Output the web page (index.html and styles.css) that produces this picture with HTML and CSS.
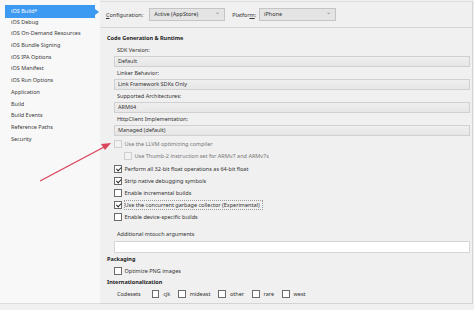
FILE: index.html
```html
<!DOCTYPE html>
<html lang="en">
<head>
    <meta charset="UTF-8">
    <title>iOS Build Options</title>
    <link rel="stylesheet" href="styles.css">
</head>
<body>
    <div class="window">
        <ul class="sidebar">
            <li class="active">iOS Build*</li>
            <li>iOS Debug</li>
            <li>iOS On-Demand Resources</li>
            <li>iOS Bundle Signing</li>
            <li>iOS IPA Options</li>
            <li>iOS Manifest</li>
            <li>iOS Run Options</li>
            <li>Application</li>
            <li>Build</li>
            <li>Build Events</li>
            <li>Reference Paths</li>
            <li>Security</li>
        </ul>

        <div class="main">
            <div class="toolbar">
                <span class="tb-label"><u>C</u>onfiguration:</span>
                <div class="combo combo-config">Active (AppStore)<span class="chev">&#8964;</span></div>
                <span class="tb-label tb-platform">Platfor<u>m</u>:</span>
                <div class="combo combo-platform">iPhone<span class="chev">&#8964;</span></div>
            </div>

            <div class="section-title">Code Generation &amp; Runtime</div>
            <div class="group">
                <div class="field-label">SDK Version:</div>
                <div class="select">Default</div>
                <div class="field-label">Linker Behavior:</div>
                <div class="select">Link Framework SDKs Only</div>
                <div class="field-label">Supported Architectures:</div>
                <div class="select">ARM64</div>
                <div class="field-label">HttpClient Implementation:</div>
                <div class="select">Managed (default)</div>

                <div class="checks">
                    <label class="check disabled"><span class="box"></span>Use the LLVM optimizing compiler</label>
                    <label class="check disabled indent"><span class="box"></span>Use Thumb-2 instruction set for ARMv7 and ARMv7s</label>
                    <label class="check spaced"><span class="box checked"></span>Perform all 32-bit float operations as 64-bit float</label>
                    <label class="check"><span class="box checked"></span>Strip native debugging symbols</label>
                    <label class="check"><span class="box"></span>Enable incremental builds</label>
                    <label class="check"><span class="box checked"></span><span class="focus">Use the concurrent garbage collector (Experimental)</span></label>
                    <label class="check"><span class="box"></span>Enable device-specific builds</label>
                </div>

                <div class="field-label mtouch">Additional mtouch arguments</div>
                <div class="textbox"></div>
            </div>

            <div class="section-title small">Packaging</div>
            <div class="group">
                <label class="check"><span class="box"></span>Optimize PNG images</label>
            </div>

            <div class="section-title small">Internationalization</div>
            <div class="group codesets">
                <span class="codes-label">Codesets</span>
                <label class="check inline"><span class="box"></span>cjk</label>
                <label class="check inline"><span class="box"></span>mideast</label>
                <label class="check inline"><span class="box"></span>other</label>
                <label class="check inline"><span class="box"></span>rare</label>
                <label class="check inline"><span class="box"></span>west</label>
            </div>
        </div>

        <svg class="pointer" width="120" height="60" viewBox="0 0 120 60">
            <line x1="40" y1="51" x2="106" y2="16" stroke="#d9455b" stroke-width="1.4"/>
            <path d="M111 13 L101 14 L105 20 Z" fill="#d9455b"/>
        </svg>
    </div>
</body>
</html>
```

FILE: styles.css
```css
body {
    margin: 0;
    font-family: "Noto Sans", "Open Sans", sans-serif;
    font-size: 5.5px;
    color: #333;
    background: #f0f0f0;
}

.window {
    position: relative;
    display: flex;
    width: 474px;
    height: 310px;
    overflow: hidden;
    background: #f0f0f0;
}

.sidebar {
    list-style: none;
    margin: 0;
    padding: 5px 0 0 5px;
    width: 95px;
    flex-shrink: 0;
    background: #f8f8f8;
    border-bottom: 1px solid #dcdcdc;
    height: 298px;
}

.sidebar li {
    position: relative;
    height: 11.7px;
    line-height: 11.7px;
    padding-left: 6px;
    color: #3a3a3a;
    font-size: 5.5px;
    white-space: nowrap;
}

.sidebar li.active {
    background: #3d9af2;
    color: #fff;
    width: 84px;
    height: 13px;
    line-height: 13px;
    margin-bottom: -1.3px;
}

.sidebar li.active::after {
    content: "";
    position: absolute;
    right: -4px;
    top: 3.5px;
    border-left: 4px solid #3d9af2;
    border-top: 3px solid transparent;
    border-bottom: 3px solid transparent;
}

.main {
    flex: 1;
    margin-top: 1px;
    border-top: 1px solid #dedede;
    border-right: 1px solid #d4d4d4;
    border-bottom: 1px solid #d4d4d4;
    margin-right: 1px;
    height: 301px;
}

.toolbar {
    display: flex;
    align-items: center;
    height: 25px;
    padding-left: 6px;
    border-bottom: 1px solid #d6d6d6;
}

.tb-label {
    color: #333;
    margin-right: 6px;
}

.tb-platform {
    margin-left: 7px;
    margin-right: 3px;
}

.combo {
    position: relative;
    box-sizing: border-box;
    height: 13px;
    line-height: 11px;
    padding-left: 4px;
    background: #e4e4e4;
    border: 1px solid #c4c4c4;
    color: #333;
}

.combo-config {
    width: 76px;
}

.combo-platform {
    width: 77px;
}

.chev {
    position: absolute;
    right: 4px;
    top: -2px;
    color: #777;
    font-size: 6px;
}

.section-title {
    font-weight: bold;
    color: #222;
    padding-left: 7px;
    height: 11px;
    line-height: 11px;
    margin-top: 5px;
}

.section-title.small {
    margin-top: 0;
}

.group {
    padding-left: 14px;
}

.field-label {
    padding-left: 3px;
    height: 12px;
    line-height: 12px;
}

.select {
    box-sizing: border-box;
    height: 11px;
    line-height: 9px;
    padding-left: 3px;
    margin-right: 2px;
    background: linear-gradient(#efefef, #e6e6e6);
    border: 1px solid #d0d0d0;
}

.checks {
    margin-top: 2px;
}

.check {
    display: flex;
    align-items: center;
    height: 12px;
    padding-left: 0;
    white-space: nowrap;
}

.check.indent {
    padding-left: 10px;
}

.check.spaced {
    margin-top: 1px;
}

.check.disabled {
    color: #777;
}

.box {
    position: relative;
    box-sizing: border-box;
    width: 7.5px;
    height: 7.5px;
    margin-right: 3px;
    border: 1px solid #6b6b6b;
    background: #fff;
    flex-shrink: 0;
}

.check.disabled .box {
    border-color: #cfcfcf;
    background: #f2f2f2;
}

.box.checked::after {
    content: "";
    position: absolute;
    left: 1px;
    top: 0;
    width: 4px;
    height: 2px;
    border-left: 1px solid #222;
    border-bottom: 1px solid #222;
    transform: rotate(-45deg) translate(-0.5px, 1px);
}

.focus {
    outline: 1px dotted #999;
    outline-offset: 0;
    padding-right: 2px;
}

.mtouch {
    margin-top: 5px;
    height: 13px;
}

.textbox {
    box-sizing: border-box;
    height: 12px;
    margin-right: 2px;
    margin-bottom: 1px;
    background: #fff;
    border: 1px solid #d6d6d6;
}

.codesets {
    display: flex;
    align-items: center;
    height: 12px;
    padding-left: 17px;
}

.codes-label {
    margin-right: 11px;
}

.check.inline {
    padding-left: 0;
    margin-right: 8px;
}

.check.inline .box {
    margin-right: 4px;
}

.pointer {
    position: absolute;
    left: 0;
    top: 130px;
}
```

..........

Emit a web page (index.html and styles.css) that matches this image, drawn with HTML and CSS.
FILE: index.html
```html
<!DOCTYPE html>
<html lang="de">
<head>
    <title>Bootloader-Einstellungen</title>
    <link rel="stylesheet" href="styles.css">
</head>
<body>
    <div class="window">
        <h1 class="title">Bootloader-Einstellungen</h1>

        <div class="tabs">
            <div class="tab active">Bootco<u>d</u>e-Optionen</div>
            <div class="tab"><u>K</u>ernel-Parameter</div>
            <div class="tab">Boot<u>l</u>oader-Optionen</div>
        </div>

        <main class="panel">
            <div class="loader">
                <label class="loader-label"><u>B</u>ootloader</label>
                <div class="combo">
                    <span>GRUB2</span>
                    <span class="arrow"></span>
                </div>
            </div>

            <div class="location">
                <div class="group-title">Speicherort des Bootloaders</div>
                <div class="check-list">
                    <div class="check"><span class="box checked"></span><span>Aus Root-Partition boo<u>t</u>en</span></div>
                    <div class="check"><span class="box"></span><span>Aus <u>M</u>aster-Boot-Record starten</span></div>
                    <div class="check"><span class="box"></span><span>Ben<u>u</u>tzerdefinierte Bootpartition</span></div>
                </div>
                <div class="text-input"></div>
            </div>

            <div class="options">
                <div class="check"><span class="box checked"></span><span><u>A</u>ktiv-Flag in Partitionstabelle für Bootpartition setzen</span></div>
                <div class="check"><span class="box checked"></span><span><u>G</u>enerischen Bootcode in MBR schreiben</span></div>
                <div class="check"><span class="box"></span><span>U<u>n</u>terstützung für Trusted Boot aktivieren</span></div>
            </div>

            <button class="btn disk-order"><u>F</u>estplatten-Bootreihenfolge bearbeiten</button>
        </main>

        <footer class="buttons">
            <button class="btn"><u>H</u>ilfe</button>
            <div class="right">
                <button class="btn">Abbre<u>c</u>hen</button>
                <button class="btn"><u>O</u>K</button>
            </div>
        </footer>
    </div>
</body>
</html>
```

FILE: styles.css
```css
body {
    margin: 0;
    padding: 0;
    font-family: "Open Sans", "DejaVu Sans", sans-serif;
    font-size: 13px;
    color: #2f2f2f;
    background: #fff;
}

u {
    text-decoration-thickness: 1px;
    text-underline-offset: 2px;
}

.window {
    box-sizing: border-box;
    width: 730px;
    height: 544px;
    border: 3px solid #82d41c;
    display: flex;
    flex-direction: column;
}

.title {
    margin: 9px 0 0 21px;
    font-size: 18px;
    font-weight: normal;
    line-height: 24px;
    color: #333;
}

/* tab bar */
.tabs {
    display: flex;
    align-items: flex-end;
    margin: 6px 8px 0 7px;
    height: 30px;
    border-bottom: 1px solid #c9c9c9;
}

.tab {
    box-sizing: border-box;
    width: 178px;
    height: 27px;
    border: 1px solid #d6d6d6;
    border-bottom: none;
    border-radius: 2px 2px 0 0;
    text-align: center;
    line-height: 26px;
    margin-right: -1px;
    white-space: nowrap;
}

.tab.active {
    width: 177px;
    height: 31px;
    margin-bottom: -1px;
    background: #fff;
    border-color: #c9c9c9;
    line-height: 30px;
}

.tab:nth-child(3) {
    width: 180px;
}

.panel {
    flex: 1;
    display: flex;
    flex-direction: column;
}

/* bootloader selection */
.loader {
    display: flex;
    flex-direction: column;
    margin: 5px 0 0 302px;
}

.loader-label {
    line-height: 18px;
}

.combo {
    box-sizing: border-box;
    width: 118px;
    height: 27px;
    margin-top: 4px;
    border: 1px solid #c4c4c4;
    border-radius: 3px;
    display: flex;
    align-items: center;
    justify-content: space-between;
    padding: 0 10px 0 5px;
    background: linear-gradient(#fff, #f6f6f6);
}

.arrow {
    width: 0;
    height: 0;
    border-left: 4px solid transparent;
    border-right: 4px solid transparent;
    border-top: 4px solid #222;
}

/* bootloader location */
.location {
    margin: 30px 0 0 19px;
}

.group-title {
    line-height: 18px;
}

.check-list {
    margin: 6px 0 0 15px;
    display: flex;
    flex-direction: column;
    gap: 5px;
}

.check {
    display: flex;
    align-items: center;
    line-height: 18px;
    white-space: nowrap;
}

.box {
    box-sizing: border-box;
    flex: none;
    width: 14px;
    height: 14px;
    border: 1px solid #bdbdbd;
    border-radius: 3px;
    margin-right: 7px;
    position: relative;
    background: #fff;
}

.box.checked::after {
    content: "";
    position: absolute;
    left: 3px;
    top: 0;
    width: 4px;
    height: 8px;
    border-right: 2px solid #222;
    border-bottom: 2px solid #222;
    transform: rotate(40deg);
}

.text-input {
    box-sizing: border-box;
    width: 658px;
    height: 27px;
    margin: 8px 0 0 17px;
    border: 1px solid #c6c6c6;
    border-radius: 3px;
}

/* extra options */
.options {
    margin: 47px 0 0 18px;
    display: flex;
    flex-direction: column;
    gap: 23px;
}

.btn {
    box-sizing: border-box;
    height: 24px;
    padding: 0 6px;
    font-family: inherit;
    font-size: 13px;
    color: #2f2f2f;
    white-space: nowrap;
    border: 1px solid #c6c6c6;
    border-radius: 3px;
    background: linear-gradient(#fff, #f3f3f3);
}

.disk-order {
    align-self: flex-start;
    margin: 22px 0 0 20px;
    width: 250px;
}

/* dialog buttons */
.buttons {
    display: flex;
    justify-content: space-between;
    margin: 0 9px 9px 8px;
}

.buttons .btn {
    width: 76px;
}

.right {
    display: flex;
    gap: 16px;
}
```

..........

### Set exercise
Look for the word "page" and return every line where it occurs.

### Answer for the task
Output the web page (index.html and styles.css) that produces this picture with HTML and CSS.
Emit a web page (index.html and styles.css) that matches this image, drawn with HTML and CSS.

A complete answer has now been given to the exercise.